Artist’s impression of a black hole and a jet spewed from its vicinity. Picture credit: Nasa/JPL

New Delhi, Aug. 26: A chapter in Indrani Banerjee’s PhD thesis might turn out to be a gift for the world’s astronomers studying black holes, the hungry corpses of massive stars that have exhausted their nuclear fires and collapsed.

Banerjee, a research scholar at the Indian Institute of Science (IISc), Bangalore, and her supervisor Banibrata Mukhopadhyay have found a way to reliably predict the spin of black holes, a measure of their rotational speeds, and a tool to explore these exotic and mysterious objects.

The two astrophysicists have discovered an association between the mass and the spin of black holes — the larger the mass, the faster the rotational speed and higher the spin. The numerical values of both — mass and spin — are critical in efforts to understand the neighbourhood of black holes and the life history of their progenitor stars.

Black holes are the remnants of massive stars that have burnt all their nuclear fuel and collapsed under their own gravity into objects with such strong gravitational fields that they gobble up any nearby matter — not even light can escape from them.

While astronomers can easily determine the masses of black holes through observations, efforts to determine their spins have generated ambiguous results.

Real radio image of jets from a black hole. Picture credit: R Perley and W Cotton, NRAO/NSF

Now Mukhopadhyay and Banerjee have shown that the mass and the spin are interdependent — given the mass, the spin can be computed. Their research work has appeared in the international journal Physical Review Letters.

“The intense gravity of the black hole combined with its spin drags space and time in its immediate neighbourhood,” said Mukhopadhyay, associate professor at the IISc’s department of physics. “The spin can explain the powerful jets of electromagnetic radiation and matter spewed from the vicinity of black holes.”

Astrophysicists believe that as black holes emerge from progenitor stars that were rotating, they too would have some rotational speeds. But because black holes are not directly visible, their rotation cannot be determined through telescopic observations.

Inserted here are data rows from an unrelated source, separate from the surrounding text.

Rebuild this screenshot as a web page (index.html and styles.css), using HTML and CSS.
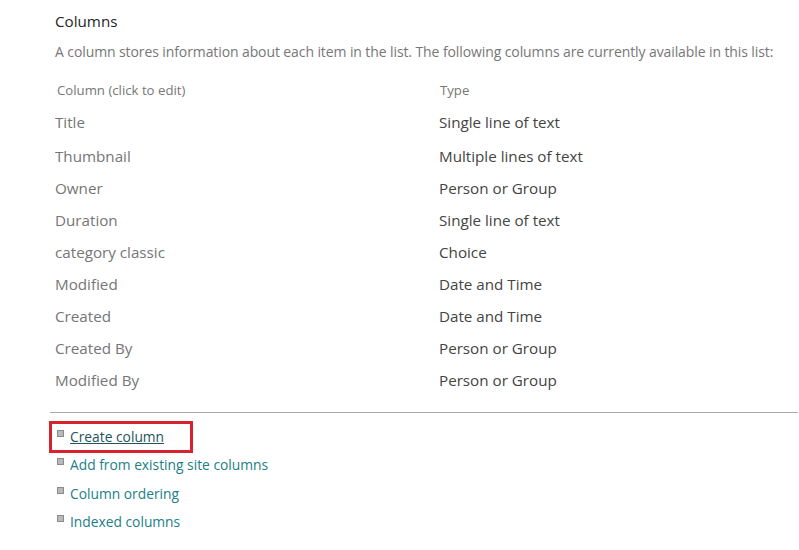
FILE: index.html
```html
<!DOCTYPE html>
<html>
<head>
<meta charset="utf-8">
<link rel="stylesheet" href="styles.css">
</head>
<body>
<div class="page">
  <h2 class="title">Columns</h2>
  <p class="desc">A column stores information about each item in the list. The following columns are currently available in this list:</p>
  <div class="cols">
    <div class="hd name">Column (click to edit)</div><div class="hd type">Type</div>
    <div class="name first">Title</div><div class="type first">Single line of text</div>
    <div class="name">Thumbnail</div><div class="type">Multiple lines of text</div>
    <div class="name">Owner</div><div class="type">Person or Group</div>
    <div class="name">Duration</div><div class="type">Single line of text</div>
    <div class="name">category classic</div><div class="type">Choice</div>
    <div class="name">Modified</div><div class="type">Date and Time</div>
    <div class="name">Created</div><div class="type">Date and Time</div>
    <div class="name">Created By</div><div class="type">Person or Group</div>
    <div class="name">Modified By</div><div class="type">Person or Group</div>
  </div>
  <div class="sep"></div>
  <ul class="links">
    <li class="hl"><span class="bullet"></span><a class="active" href="#">Create column</a></li>
    <li><span class="bullet"></span><a href="#">Add from existing site columns</a></li>
    <li><span class="bullet"></span><a href="#">Column ordering</a></li>
    <li><span class="bullet"></span><a href="#">Indexed columns</a></li>
  </ul>
</div>
</body>
</html>
```
FILE: styles.css
```css
html, body { margin: 0; padding: 0; background: #fff; }
body { font-family: "Open Sans", "Noto Sans", sans-serif; }
.page { padding: 0 0 0 50px; }
.title { margin: 0; padding: 10px 0 0 5px; font-size: 15.2px; font-weight: 400; color: #262626; line-height: 22px; }
.desc { margin: 0; padding: 10px 0 0 5px; font-size: 14px; color: #777; line-height: 20px; white-space: nowrap; letter-spacing: -0.1px; }
.cols { display: grid; grid-template-columns: 384px auto; padding: 18px 0 0 5px; }
.cols > div { line-height: 32px; font-size: 15.2px; white-space: nowrap; }
.cols .name { color: #767676; }
.cols .type { color: #444; }
.cols .hd { font-size: 13.2px; color: #777; line-height: 20px; }
.cols .hd.name { padding-left: 2px; }
.cols .hd.type { padding-left: 1px; }
.cols .first { padding-top: 6px; padding-bottom: 2px; line-height: 32px; }
.sep { border-top: 1px solid #ababab; margin-top: 16px; margin-right: 1px; }
.links { list-style: none; margin: 0; padding: 14px 0 0 0; }
.links li { display: flex; align-items: flex-start; height: 28.4px; padding-left: 7px; position: relative; }
.links li.hl::after { content: ""; position: absolute; left: -1px; top: -6px; width: 138px; height: 26px; border: 3px solid #d8222e; }
.bullet { width: 5px; height: 5px; background: #b9b9b9; border: 1px solid #8a8a8a; margin-top: 3px; margin-right: 6px; flex: none; }
.links a { font-size: 13.8px; color: #1b8087; text-decoration: none; line-height: 20px; }
.links a.active { color: #24545a; text-decoration: underline; }
```
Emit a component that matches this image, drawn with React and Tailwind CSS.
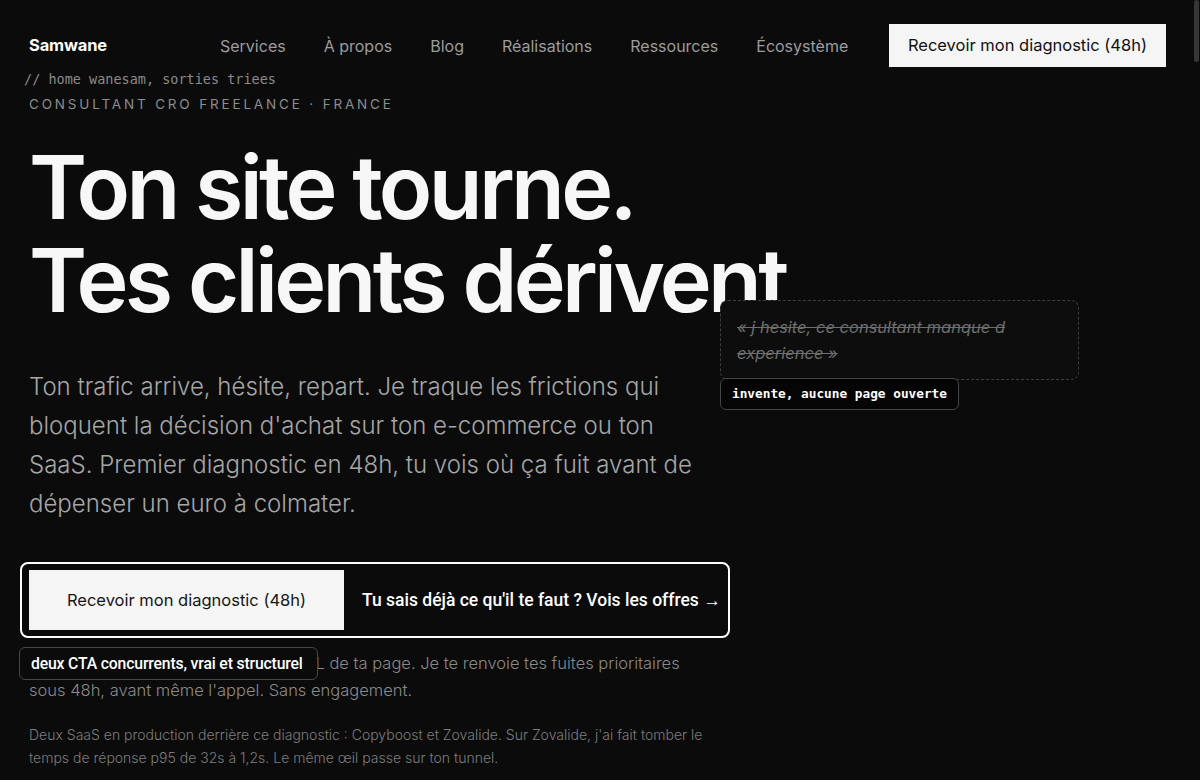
const links = ["Services", "À propos", "Blog", "Réalisations", "Ressources", "Écosystème"];

const sans = { fontFamily: "Inter, 'Noto Sans', sans-serif" };
const roboto = { fontFamily: "Roboto, 'Noto Sans', sans-serif" };
const mono = { fontFamily: "'DejaVu Sans Mono', monospace" };

export default function App() {
    return (
        <div
            className="relative h-[780px] w-[1200px] overflow-hidden bg-[#0b0b0b] text-[#f5f5f5]"
            style={sans}
        >
            {/* scrollbar thumb */}
            <div className="absolute right-[1px] top-0 h-[62px] w-[5px] rounded-full bg-[#363636]" />

            {/* NAV */}
            <header className="flex items-center pl-[29px] pr-[34px] pt-[24px]">
                <div className="w-[191px] text-[16.5px] font-bold tracking-[-0.01em] text-white">Samwane</div>
                <nav className="flex gap-[38px] text-[16px] text-[#9c9c9c]">
                    {links.map((l) => (
                        <a key={l} className="cursor-pointer hover:text-white">{l}</a>
                    ))}
                </nav>
                <button className="ml-auto flex h-[43px] items-center bg-[#f5f5f5] px-[19px] text-[16.5px] text-[#111]">
                    Recevoir mon diagnostic (48h)
                </button>
            </header>

            {/* HERO */}
            <section className="relative pl-[29px]">
                <p className="-ml-[5px] mt-[3px] text-[13.5px] leading-[18px] text-[#8a8a8a]" style={mono}>
                    // home wanesam, sorties triees
                </p>
                <p className="mt-[6px] text-[13.5px] leading-[20px] uppercase tracking-[0.21em] text-[#8c8c8c]">
                    Consultant CRO freelance · France
                </p>

                <h1 className="mt-[27px] text-[88px] font-semibold leading-[93px] tracking-[-0.042em] text-[#f7f7f7]">
                    Ton site tourne.
                    <br />
                    Tes clients dérivent
                </h1>

                <p className="mt-[40px] max-w-[665px] text-[24px] font-light leading-[39px] text-[#a6a6a6]">
                    Ton trafic arrive, hésite, repart. Je traque les frictions qui bloquent la décision d'achat sur ton e-commerce ou ton SaaS. Premier diagnostic en 48h, tu vois où ça fuit avant de dépenser un euro à colmater.
                </p>

                {/* CTA */}
                <div className="-ml-[9px] mt-[39px] flex w-fit items-center gap-[18px] rounded-[8px] border-2 border-white px-[7px] py-[6px]">
                    <button className="flex h-[60px] w-[315px] items-center justify-center bg-[#f5f5f5] text-[16.5px] text-[#161616]">
                        Recevoir mon diagnostic (48h)
                    </button>
                    <a className="text-[17.5px] font-medium text-white" style={roboto}>
                        Tu sais déjà ce qu'il te faut ? Vois les offres →
                    </a>
                </div>

                <div className="relative mt-[12px]">
                    <p className="max-w-[665px] text-[16.5px] font-light leading-[27px] text-[#8a8a8a]">
                        <span className="tracking-[-0.006em]">Pour démarrer tu m'envoies juste l'UR</span>L de ta page. Je te renvoie tes fuites prioritaires sous 48h, avant même l'appel. Sans engagement.
                    </p>
                    <span
                        className="absolute left-[-10px] top-[-3px] flex h-[33px] w-[299px] items-center whitespace-nowrap rounded-[6px] border border-[#474747] bg-[#0b0b0b] px-[11px] text-[15.75px] font-medium tracking-[-0.01em] text-white"
                        style={roboto}
                    >
                        deux CTA concurrents, vrai et structurel
                    </span>
                </div>

                <p className="mt-[19px] max-w-[690px] text-[14px] font-light leading-[23px] text-[#7d7d7d]">
                    Deux SaaS en production derrière ce diagnostic : Copyboost et Zovalide. Sur Zovalide, j'ai fait tomber le temps de réponse p95 de 32s à 1,2s. Le même œil passe sur ton tunnel.
                </p>
            </section>

            {/* annotations over the hero */}
            <div className="absolute left-[720px] top-[300px] h-[80px] w-[359px] rounded-[8px] border border-dashed border-[#3d3d3d] bg-[#0d0d0d] px-[16px] pt-[13px]">
                <p className="text-[16.5px] italic leading-[26px] text-[#6e6e6e] line-through">
                    « j hesite, ce consultant manque d
                    <br />
                    experience »
                </p>
            </div>
            <span
                className="absolute left-[720px] top-[378px] flex h-[32px] items-center rounded-[6px] border border-[#444] bg-[#050505] px-[11px] text-[12.75px] font-bold text-white"
                style={mono}
            >
                invente, aucune page ouverte
            </span>
        </div>
    );
}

“The value of the spin and how fast the black hole is eating up matter around it can also give us information about its progenitor star,” said Banerjee, who graduated from Calcutta’s Presidency College before moving to the IISc for an integrated PhD programme.

Banerjee, who says she was gripped by the idea of matter disappearing forever into black holes while still in college, is pursuing a PhD on the synthesis of different heavy elements in the region of high temperature and high density around a black hole. The higher the spin, the greater is the temperature in the region which influences the process of element synthesis.

Indrani Banerjee and Banibrata Mukhopadhyay at the Indian Institute of Science, Bangalore

“The mass-spin relation is significant — we need a good handle on spin,” said Naresh Dadich, a senior astronomer at the InterUniversity Centre for Astronomy and Astrophysics, Pune, who was not associated with the IISc research, but has himself earlier worked on events in the neighbourhood of black holes.

“It could help improve our understanding of the mechanisms that power quasars, the highly energetic nuclei of galaxies with supermassive black holes in their cores,” Dadich added.

The IISc researchers established the mass-spin association through theoretical ideas but relying on studies of several supernovae — the spectacular collapse of massive stars into black holes — observed by independent astronomers over the past 15 years.